### Available data
★ ★ ★

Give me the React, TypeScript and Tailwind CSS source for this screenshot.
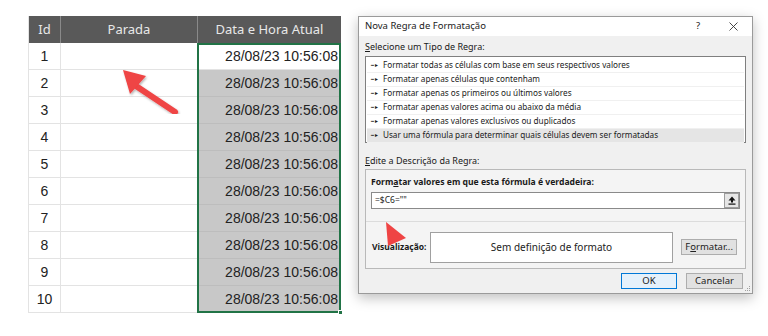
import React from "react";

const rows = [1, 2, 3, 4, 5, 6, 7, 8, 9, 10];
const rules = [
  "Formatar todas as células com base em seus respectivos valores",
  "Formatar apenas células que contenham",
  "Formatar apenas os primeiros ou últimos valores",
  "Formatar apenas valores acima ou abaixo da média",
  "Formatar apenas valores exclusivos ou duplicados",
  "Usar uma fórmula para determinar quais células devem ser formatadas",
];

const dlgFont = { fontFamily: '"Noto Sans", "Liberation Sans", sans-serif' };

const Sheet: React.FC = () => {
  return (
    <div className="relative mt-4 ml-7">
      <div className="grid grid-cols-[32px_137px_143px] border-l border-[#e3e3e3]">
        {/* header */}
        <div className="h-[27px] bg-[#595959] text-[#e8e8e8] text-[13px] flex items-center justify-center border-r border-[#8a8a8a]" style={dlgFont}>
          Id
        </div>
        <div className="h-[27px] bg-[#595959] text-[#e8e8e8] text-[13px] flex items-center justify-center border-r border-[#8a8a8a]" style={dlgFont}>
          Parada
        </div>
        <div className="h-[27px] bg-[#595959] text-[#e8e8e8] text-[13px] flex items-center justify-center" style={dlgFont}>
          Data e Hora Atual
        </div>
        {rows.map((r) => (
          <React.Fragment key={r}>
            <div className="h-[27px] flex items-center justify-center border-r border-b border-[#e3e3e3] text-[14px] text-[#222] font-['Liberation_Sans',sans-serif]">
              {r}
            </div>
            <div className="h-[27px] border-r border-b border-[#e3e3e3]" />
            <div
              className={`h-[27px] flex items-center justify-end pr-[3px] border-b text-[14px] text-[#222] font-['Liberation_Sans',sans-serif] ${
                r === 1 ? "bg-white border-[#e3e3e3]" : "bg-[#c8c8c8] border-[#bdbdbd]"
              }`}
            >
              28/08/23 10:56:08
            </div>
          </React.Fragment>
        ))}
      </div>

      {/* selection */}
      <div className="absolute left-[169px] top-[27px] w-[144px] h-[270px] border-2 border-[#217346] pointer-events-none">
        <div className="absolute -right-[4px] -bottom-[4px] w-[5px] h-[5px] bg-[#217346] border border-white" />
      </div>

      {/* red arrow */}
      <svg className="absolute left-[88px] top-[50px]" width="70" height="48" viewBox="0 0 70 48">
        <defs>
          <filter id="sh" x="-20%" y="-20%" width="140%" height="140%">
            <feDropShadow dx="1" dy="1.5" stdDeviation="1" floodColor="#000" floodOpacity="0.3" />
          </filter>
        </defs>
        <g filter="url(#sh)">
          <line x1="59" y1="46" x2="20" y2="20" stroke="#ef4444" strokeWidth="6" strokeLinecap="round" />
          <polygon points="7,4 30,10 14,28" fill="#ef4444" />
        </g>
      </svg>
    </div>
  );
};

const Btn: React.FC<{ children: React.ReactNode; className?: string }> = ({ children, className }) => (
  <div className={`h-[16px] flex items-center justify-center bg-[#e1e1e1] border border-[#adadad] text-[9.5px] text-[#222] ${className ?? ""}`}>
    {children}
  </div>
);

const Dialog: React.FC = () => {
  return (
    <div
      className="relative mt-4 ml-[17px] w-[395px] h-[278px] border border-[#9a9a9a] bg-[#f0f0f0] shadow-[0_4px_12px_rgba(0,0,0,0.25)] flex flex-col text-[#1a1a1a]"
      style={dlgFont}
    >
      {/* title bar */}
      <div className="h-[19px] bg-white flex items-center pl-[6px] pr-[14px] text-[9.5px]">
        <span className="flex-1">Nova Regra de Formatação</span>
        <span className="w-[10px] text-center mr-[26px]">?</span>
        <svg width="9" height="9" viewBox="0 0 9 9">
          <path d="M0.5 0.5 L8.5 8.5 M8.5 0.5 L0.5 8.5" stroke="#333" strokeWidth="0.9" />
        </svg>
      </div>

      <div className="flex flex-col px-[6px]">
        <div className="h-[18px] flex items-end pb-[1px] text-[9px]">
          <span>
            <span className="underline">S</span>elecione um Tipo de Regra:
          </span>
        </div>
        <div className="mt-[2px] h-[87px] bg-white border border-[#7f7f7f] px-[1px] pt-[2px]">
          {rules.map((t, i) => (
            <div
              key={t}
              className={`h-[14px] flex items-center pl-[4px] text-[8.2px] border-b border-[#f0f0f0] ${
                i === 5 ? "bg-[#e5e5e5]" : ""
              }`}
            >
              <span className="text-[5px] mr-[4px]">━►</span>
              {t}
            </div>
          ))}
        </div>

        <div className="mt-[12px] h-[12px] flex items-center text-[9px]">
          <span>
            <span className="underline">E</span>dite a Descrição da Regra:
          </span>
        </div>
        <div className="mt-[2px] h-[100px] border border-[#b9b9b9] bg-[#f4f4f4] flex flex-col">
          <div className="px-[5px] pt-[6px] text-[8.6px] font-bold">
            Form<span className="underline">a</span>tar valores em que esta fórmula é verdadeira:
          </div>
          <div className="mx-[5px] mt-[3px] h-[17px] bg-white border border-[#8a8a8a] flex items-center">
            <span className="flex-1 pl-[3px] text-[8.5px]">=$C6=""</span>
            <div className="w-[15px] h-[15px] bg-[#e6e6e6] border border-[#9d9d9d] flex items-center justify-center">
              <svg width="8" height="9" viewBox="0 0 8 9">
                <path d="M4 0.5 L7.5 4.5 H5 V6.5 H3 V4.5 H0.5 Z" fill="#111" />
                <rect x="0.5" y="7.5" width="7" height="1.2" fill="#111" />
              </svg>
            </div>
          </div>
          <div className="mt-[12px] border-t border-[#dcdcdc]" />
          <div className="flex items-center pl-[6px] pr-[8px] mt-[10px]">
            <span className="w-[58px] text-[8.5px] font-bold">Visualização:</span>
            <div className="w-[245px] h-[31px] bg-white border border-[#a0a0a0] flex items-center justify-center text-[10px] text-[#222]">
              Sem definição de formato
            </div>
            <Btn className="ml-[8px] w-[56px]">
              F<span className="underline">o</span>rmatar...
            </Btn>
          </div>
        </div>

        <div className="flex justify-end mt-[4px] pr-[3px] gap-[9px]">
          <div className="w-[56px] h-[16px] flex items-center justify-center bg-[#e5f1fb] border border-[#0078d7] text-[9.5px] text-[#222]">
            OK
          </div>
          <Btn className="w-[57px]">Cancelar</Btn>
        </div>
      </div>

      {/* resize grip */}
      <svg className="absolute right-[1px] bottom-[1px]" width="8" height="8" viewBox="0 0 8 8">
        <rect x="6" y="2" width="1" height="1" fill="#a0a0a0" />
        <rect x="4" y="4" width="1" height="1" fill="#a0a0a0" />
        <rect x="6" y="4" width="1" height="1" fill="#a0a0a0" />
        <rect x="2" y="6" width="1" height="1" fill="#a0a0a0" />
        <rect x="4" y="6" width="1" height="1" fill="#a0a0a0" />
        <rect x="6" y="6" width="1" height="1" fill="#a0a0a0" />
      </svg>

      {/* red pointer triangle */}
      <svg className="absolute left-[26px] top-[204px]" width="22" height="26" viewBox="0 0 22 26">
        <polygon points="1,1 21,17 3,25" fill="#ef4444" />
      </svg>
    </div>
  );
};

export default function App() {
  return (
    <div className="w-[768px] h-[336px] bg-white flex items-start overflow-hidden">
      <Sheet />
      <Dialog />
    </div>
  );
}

★ ★ ★

### Objective
Every line of the material is to be quoted exactly, with no pictures carried over.

### Written solution
Give me the React, TypeScript and Tailwind CSS source for this screenshot.
import React from "react";

const rows = [1, 2, 3, 4, 5, 6, 7, 8, 9, 10];
const rules = [
  "Formatar todas as células com base em seus respectivos valores",
  "Formatar apenas células que contenham",
  "Formatar apenas os primeiros ou últimos valores",
  "Formatar apenas valores acima ou abaixo da média",
  "Formatar apenas valores exclusivos ou duplicados",
  "Usar uma fórmula para determinar quais células devem ser formatadas",
];

const dlgFont = { fontFamily: '"Noto Sans", "Liberation Sans", sans-serif' };

const Sheet: React.FC = () => {
  return (
    <div className="relative mt-4 ml-7">
      <div className="grid grid-cols-[32px_137px_143px] border-l border-[#e3e3e3]">
        {/* header */}
        <div className="h-[27px] bg-[#595959] text-[#e8e8e8] text-[13px] flex items-center justify-center border-r border-[#8a8a8a]" style={dlgFont}>
          Id
        </div>
        <div className="h-[27px] bg-[#595959] text-[#e8e8e8] text-[13px] flex items-center justify-center border-r border-[#8a8a8a]" style={dlgFont}>
          Parada
        </div>
        <div className="h-[27px] bg-[#595959] text-[#e8e8e8] text-[13px] flex items-center justify-center" style={dlgFont}>
          Data e Hora Atual
        </div>
        {rows.map((r) => (
          <React.Fragment key={r}>
            <div className="h-[27px] flex items-center justify-center border-r border-b border-[#e3e3e3] text-[14px] text-[#222] font-['Liberation_Sans',sans-serif]">
              {r}
            </div>
            <div className="h-[27px] border-r border-b border-[#e3e3e3]" />
            <div
              className={`h-[27px] flex items-center justify-end pr-[3px] border-b text-[14px] text-[#222] font-['Liberation_Sans',sans-serif] ${
                r === 1 ? "bg-white border-[#e3e3e3]" : "bg-[#c8c8c8] border-[#bdbdbd]"
              }`}
            >
              28/08/23 10:56:08
            </div>
          </React.Fragment>
        ))}
      </div>

      {/* selection */}
      <div className="absolute left-[169px] top-[27px] w-[144px] h-[270px] border-2 border-[#217346] pointer-events-none">
        <div className="absolute -right-[4px] -bottom-[4px] w-[5px] h-[5px] bg-[#217346] border border-white" />
      </div>

      {/* red arrow */}
      <svg className="absolute left-[88px] top-[50px]" width="70" height="48" viewBox="0 0 70 48">
        <defs>
          <filter id="sh" x="-20%" y="-20%" width="140%" height="140%">
            <feDropShadow dx="1" dy="1.5" stdDeviation="1" floodColor="#000" floodOpacity="0.3" />
          </filter>
        </defs>
        <g filter="url(#sh)">
          <line x1="59" y1="46" x2="20" y2="20" stroke="#ef4444" strokeWidth="6" strokeLinecap="round" />
          <polygon points="7,4 30,10 14,28" fill="#ef4444" />
        </g>
      </svg>
    </div>
  );
};

const Btn: React.FC<{ children: React.ReactNode; className?: string }> = ({ children, className }) => (
  <div className={`h-[16px] flex items-center justify-center bg-[#e1e1e1] border border-[#adadad] text-[9.5px] text-[#222] ${className ?? ""}`}>
    {children}
  </div>
);

const Dialog: React.FC = () => {
  return (
    <div
      className="relative mt-4 ml-[17px] w-[395px] h-[278px] border border-[#9a9a9a] bg-[#f0f0f0] shadow-[0_4px_12px_rgba(0,0,0,0.25)] flex flex-col text-[#1a1a1a]"
      style={dlgFont}
    >
      {/* title bar */}
      <div className="h-[19px] bg-white flex items-center pl-[6px] pr-[14px] text-[9.5px]">
        <span className="flex-1">Nova Regra de Formatação</span>
        <span className="w-[10px] text-center mr-[26px]">?</span>
        <svg width="9" height="9" viewBox="0 0 9 9">
          <path d="M0.5 0.5 L8.5 8.5 M8.5 0.5 L0.5 8.5" stroke="#333" strokeWidth="0.9" />
        </svg>
      </div>

      <div className="flex flex-col px-[6px]">
        <div className="h-[18px] flex items-end pb-[1px] text-[9px]">
          <span>
            <span className="underline">S</span>elecione um Tipo de Regra:
          </span>
        </div>
        <div className="mt-[2px] h-[87px] bg-white border border-[#7f7f7f] px-[1px] pt-[2px]">
          {rules.map((t, i) => (
            <div
              key={t}
              className={`h-[14px] flex items-center pl-[4px] text-[8.2px] border-b border-[#f0f0f0] ${
                i === 5 ? "bg-[#e5e5e5]" : ""
              }`}
            >
              <span className="text-[5px] mr-[4px]">━►</span>
              {t}
            </div>
          ))}
        </div>

        <div className="mt-[12px] h-[12px] flex items-center text-[9px]">
          <span>
            <span className="underline">E</span>dite a Descrição da Regra:
          </span>
        </div>
        <div className="mt-[2px] h-[100px] border border-[#b9b9b9] bg-[#f4f4f4] flex flex-col">
          <div className="px-[5px] pt-[6px] text-[8.6px] font-bold">
            Form<span className="underline">a</span>tar valores em que esta fórmula é verdadeira:
          </div>
          <div className="mx-[5px] mt-[3px] h-[17px] bg-white border border-[#8a8a8a] flex items-center">
            <span className="flex-1 pl-[3px] text-[8.5px]">=$C6=""</span>
            <div className="w-[15px] h-[15px] bg-[#e6e6e6] border border-[#9d9d9d] flex items-center justify-center">
              <svg width="8" height="9" viewBox="0 0 8 9">
                <path d="M4 0.5 L7.5 4.5 H5 V6.5 H3 V4.5 H0.5 Z" fill="#111" />
                <rect x="0.5" y="7.5" width="7" height="1.2" fill="#111" />
              </svg>
            </div>
          </div>
          <div className="mt-[12px] border-t border-[#dcdcdc]" />
          <div className="flex items-center pl-[6px] pr-[8px] mt-[10px]">
            <span className="w-[58px] text-[8.5px] font-bold">Visualização:</span>
            <div className="w-[245px] h-[31px] bg-white border border-[#a0a0a0] flex items-center justify-center text-[10px] text-[#222]">
              Sem definição de formato
            </div>
            <Btn className="ml-[8px] w-[56px]">
              F<span className="underline">o</span>rmatar...
            </Btn>
          </div>
        </div>

        <div className="flex justify-end mt-[4px] pr-[3px] gap-[9px]">
          <div className="w-[56px] h-[16px] flex items-center justify-center bg-[#e5f1fb] border border-[#0078d7] text-[9.5px] text-[#222]">
            OK
          </div>
          <Btn className="w-[57px]">Cancelar</Btn>
        </div>
      </div>

      {/* resize grip */}
      <svg className="absolute right-[1px] bottom-[1px]" width="8" height="8" viewBox="0 0 8 8">
        <rect x="6" y="2" width="1" height="1" fill="#a0a0a0" />
        <rect x="4" y="4" width="1" height="1" fill="#a0a0a0" />
        <rect x="6" y="4" width="1" height="1" fill="#a0a0a0" />
        <rect x="2" y="6" width="1" height="1" fill="#a0a0a0" />
        <rect x="4" y="6" width="1" height="1" fill="#a0a0a0" />
        <rect x="6" y="6" width="1" height="1" fill="#a0a0a0" />
      </svg>

      {/* red pointer triangle */}
      <svg className="absolute left-[26px] top-[204px]" width="22" height="26" viewBox="0 0 22 26">
        <polygon points="1,1 21,17 3,25" fill="#ef4444" />
      </svg>
    </div>
  );
};

export default function App() {
  return (
    <div className="w-[768px] h-[336px] bg-white flex items-start overflow-hidden">
      <Sheet />
      <Dialog />
    </div>
  );
}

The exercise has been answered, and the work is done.